A hacker shut down four New Jersey Internet gambling sites for half an hour last week and threatened more cyberattacks over the holiday weekend unless a ransom was paid using the online currency Bitcoin, authorities said Tuesday.
David Rebuck, director of the New Jersey Gaming Enforcement Division, said Thursday's attack was a so-called distributed denial of service attack, in which websites were flooded with information and requests for access that rendered them inoperative.
"The attack was followed by the threat of a more powerful and sustained attack to be initiated 24 hours later unless a Bitcoin ransom was paid," Rebuck said. "This follow-up attack had the potential to not only negatively impact the targeted casinos, but also all business in Atlantic City" that share the same Internet service provider.
No ransom was paid. Rebuck said due to a response by law enforcement and casino staff, "the threat was mitigated with no significant disruption to service. All involved remain on heightened alert but are relieved that the holiday weekend has passed without incident. "
Rebuck did not identify the sites that were affected nor the size of the ransom sought. But he said numerous local and state law enforcement agencies are investigating.

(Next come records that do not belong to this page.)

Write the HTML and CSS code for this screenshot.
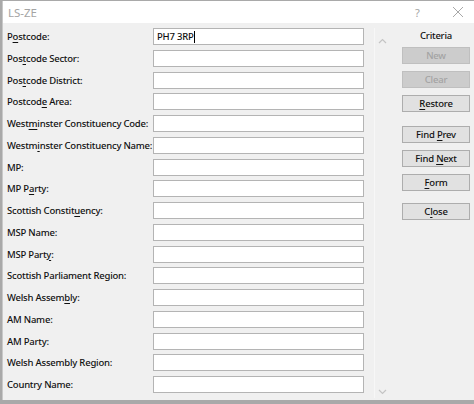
FILE: index.html
```html
<!DOCTYPE html>
<html>
<head>
<meta charset="utf-8">
<link rel="stylesheet" href="styles.css">
</head>
<body>
<div class="window">
  <div class="titlebar">
    <span class="title">LS-ZE</span>
    <span class="help">?</span>
    <span class="close-x">
      <svg width="12" height="12" viewBox="0 0 12 12"><path d="M1 1 L11 11 M11 1 L1 11" stroke="#a8a8a8" stroke-width="1" fill="none"/></svg>
    </span>
  </div>
  <div class="content">
    <div class="fields">
      <label class="lbl">P<u>o</u>stcode:</label><div class="inp">PH7 3RP<span class="caret"></span></div>
      <label class="lbl">Pos<u>t</u>code Sector:</label><div class="inp"></div>
      <label class="lbl">Pos<u>t</u>code District:</label><div class="inp"></div>
      <label class="lbl">Postcod<u>e</u> Area:</label><div class="inp"></div>
      <label class="lbl">West<u>m</u>inster Constituency Code:</label><div class="inp"></div>
      <label class="lbl">Westm<u>i</u>nster Constituency Name:</label><div class="inp"></div>
      <label class="lbl">MP:</label><div class="inp"></div>
      <label class="lbl">MP P<u>a</u>rty:</label><div class="inp"></div>
      <label class="lbl">Scottish Constit<u>u</u>ency:</label><div class="inp"></div>
      <label class="lbl">MSP Name:</label><div class="inp"></div>
      <label class="lbl">MSP Part<u>y</u>:</label><div class="inp"></div>
      <label class="lbl">Scottish Parliament Region:</label><div class="inp"></div>
      <label class="lbl">Welsh Assem<u>b</u>ly:</label><div class="inp"></div>
      <label class="lbl">AM Name:</label><div class="inp"></div>
      <label class="lbl">AM Party:</label><div class="inp"></div>
      <label class="lbl">Welsh Assembly Region:</label><div class="inp"></div>
      <label class="lbl">Country Name:</label><div class="inp"></div>
    </div>
    <div class="scrollbar">
      <svg class="arrow" width="9" height="6" viewBox="0 0 9 6"><path d="M1 5 L4.5 1.5 L8 5" stroke="#c4c4c4" stroke-width="1.2" fill="none"/></svg>
      <svg class="arrow" width="9" height="6" viewBox="0 0 9 6"><path d="M1 1 L4.5 4.5 L8 1" stroke="#c4c4c4" stroke-width="1.2" fill="none"/></svg>
    </div>
    <div class="panel">
      <div class="criteria">Criteria</div>
      <div class="btn disabled">New</div>
      <div class="btn disabled">Clear</div>
      <div class="btn"><u>R</u>estore</div>
      <div class="btn sep1">Find <u>P</u>rev</div>
      <div class="btn">Find <u>N</u>ext</div>
      <div class="btn"><u>F</u>orm</div>
      <div class="btn sep2">C<u>l</u>ose</div>
    </div>
  </div>
</div>
</body>
</html>
```
FILE: styles.css
```css
html, body {
  margin: 0;
  padding: 0;
}
body {
  width: 474px;
  height: 404px;
  background: #a9a9a9;
  overflow: hidden;
  font-family: "Noto Sans", "Open Sans", sans-serif;
  font-size: 9.5px;
  font-weight: 500;
  letter-spacing: -0.22px;
  color: #111111;
}
.window {
  margin: 1px 0 0 2px;
  width: 472px;
  height: 399px;
  background: #f0f0f0;
  border-left: 1px solid #c8c8c8;
  box-sizing: border-box;
  display: flex;
  flex-direction: column;
}
.titlebar {
  height: 22px;
  flex: none;
  background: #ffffff;
  display: flex;
  align-items: center;
  position: relative;
}
.title {
  margin-left: 5px;
  font-size: 11.5px;
  font-weight: 400;
  color: #a4a4a4;
  letter-spacing: 0;
}
.help {
  position: absolute;
  left: 412px;
  top: 4px;
  font-size: 11px;
  font-weight: 400;
  color: #a4a4a4;
}
.close-x {
  position: absolute;
  left: 449px;
  top: 5px;
  line-height: 0;
}
.content {
  flex: 1;
  display: flex;
  padding-top: 5px;
}
.fields {
  display: grid;
  grid-template-columns: 146px 211px;
  grid-auto-rows: 17px;
  row-gap: 4.75px;
  padding-left: 4px;
  align-content: start;
}
.lbl {
  display: block;
  line-height: 17px;
  white-space: nowrap;
}
.lbl u {
  text-decoration-thickness: 1px;
  text-underline-offset: 1.5px;
}
.inp {
  background: #ffffff;
  border: 1px solid #b4b4b4;
  box-sizing: border-box;
  display: flex;
  align-items: center;
  padding-left: 3px;
}
.caret {
  width: 1px;
  height: 12px;
  background: #000;
}
.scrollbar {
  margin-left: 10px;
  width: 16px;
  border-left: 1px solid #f7f7f7;
  background: #f0f0f0;
  display: flex;
  flex-direction: column;
  justify-content: space-between;
  align-items: center;
  padding: 10px 0 3px;
  box-sizing: border-box;
  height: 370px;
}
.panel {
  margin-left: 12px;
  width: 68px;
  display: flex;
  flex-direction: column;
  gap: 7px;
}
.criteria {
  text-align: center;
  height: 14px;
  line-height: 14px;
  margin-top: 1px;
  margin-bottom: -3px;
}
.btn {
  height: 17px;
  box-sizing: border-box;
  background: #e1e1e1;
  border: 1px solid #adadad;
  text-align: center;
  line-height: 15px;
}
.btn u {
  text-underline-offset: 1.5px;
}
.btn.disabled {
  background: #cccccc;
  border-color: #bfbfbf;
  color: #a3a3a3;
}
.btn.sep1 {
  margin-top: 7px;
}
.btn.sep2 {
  margin-top: 5px;
}
```
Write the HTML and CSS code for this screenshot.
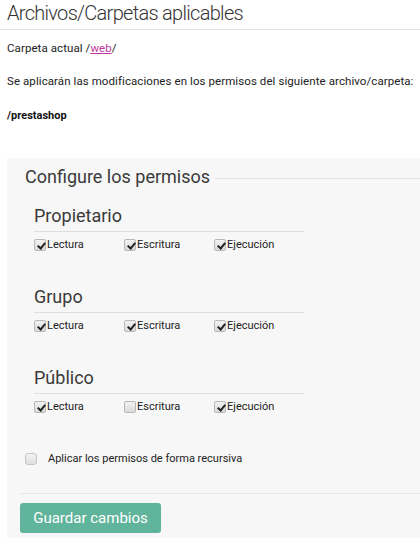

Bitcoin is a virtual currency that, in addition to its legitimate uses, also has proven popular with online criminals.
No player money was stolen and no personal information was compromised in the incident.
New Jersey began Internet gambling in November 2013, and is one of three states in the nation that permit it, along with Nevada and Delaware.
It got off to a slower than expected start here but has shown signs of growth in recent months. New Jersey casinos won $122 million from Internet customers in 2014, its first full year of operation.